What needs to be done
Say how many lines contain the string "styles". Give no other output.

Data
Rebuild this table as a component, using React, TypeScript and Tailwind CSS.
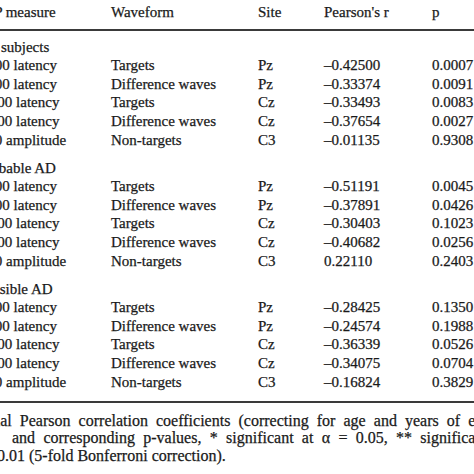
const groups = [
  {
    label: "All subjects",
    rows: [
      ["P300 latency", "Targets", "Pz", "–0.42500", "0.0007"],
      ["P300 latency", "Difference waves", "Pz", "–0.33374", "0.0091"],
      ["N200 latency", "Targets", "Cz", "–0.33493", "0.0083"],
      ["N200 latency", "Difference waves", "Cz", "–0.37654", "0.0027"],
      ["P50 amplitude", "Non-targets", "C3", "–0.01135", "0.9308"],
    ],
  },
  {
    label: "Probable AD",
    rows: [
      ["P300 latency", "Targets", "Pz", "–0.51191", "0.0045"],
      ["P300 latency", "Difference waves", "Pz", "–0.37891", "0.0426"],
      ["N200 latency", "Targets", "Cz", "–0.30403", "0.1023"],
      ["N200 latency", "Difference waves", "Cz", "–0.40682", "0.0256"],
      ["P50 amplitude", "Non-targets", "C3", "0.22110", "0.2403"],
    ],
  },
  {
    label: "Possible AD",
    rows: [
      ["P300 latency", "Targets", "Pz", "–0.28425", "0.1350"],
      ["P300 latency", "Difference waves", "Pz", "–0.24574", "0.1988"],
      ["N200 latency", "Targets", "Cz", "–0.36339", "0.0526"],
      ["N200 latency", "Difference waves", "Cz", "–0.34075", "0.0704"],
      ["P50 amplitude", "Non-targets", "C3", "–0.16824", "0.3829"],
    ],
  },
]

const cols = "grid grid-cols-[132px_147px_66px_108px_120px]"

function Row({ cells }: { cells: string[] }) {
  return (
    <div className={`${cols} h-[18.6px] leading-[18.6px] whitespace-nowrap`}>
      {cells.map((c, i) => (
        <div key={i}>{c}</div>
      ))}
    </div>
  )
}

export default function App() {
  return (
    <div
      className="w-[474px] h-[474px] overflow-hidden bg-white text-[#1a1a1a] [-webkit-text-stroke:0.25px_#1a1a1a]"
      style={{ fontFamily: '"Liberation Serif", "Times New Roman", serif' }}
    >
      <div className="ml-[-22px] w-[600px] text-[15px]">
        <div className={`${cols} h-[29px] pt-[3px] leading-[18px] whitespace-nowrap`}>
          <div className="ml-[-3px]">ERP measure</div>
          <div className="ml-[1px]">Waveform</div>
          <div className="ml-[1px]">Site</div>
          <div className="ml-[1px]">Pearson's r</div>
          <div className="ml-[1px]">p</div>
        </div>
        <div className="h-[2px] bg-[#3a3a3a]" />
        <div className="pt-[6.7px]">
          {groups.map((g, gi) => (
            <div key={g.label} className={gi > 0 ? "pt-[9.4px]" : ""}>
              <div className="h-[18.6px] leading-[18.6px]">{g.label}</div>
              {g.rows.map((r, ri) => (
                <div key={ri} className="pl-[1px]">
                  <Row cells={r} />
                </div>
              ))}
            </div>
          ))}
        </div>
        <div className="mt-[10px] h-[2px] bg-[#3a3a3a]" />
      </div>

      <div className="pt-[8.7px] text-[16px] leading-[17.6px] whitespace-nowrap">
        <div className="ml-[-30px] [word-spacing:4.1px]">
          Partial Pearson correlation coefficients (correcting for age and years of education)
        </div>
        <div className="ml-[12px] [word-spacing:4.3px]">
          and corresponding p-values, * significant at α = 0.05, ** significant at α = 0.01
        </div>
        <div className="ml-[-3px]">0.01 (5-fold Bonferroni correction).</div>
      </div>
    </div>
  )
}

---

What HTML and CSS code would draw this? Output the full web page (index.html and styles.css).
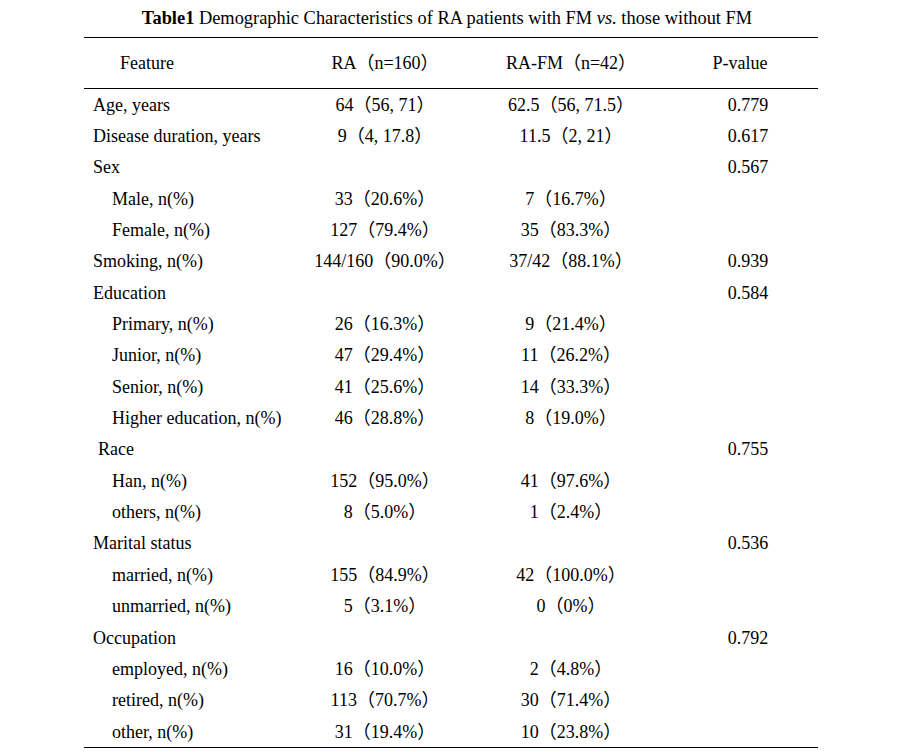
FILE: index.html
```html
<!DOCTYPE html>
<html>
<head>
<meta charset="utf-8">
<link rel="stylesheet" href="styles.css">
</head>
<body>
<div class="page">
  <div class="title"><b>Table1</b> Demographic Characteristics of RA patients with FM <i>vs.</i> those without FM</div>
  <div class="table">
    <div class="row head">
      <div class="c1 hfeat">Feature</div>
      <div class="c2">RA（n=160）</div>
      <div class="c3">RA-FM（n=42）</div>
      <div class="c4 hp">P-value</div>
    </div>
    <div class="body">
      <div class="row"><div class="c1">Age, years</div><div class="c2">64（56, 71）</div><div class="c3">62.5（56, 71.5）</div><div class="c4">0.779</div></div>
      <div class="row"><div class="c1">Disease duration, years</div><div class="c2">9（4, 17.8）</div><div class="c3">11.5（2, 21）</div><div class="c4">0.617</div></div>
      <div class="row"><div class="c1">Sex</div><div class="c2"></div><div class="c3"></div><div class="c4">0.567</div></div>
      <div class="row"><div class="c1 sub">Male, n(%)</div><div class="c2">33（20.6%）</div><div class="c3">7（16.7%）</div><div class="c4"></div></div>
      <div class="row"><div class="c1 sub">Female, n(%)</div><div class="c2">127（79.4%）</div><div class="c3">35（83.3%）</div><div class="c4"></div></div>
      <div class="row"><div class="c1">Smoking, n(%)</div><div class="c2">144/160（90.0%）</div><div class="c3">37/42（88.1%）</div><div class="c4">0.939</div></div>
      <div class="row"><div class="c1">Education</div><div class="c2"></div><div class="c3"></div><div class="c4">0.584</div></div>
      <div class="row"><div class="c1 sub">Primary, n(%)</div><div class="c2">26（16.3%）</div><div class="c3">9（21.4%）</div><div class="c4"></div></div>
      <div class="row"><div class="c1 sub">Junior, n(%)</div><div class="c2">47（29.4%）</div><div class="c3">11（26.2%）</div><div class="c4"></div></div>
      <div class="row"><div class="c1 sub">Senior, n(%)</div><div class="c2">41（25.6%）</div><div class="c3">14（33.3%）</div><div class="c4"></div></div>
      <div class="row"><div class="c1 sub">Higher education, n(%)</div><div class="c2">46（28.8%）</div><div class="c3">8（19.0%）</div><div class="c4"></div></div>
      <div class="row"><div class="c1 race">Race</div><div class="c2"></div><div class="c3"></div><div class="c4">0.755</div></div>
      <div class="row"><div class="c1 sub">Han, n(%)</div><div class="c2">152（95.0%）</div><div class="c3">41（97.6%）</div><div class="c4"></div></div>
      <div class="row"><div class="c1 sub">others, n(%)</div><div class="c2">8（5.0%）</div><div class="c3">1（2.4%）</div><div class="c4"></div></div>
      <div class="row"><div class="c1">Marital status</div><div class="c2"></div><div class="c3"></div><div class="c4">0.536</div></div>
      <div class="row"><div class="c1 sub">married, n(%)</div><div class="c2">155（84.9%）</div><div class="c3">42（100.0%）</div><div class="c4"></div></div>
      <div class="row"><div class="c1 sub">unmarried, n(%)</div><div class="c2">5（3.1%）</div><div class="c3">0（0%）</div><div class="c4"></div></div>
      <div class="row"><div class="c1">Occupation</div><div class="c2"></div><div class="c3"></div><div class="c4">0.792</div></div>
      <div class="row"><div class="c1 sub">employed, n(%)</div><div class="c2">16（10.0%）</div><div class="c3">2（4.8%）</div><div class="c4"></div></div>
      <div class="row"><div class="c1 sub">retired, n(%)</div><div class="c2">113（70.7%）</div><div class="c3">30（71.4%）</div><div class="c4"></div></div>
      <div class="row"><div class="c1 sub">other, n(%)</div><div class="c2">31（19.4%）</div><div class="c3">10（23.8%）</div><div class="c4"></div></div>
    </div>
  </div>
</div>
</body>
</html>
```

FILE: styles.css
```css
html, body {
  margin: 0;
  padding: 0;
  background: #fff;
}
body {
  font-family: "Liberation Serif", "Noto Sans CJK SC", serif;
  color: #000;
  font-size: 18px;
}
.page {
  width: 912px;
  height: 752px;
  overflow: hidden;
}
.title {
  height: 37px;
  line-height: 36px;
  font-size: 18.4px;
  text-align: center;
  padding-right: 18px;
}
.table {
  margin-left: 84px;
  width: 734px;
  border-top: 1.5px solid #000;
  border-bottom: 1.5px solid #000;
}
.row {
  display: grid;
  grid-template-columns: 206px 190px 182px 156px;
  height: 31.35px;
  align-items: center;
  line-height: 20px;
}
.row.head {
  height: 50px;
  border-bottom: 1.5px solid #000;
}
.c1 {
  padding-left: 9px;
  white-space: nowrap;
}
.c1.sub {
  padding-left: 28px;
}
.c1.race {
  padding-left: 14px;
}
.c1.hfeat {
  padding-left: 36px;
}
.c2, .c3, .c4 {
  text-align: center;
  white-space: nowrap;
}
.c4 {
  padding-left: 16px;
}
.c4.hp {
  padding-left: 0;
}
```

Answer for this exercise
3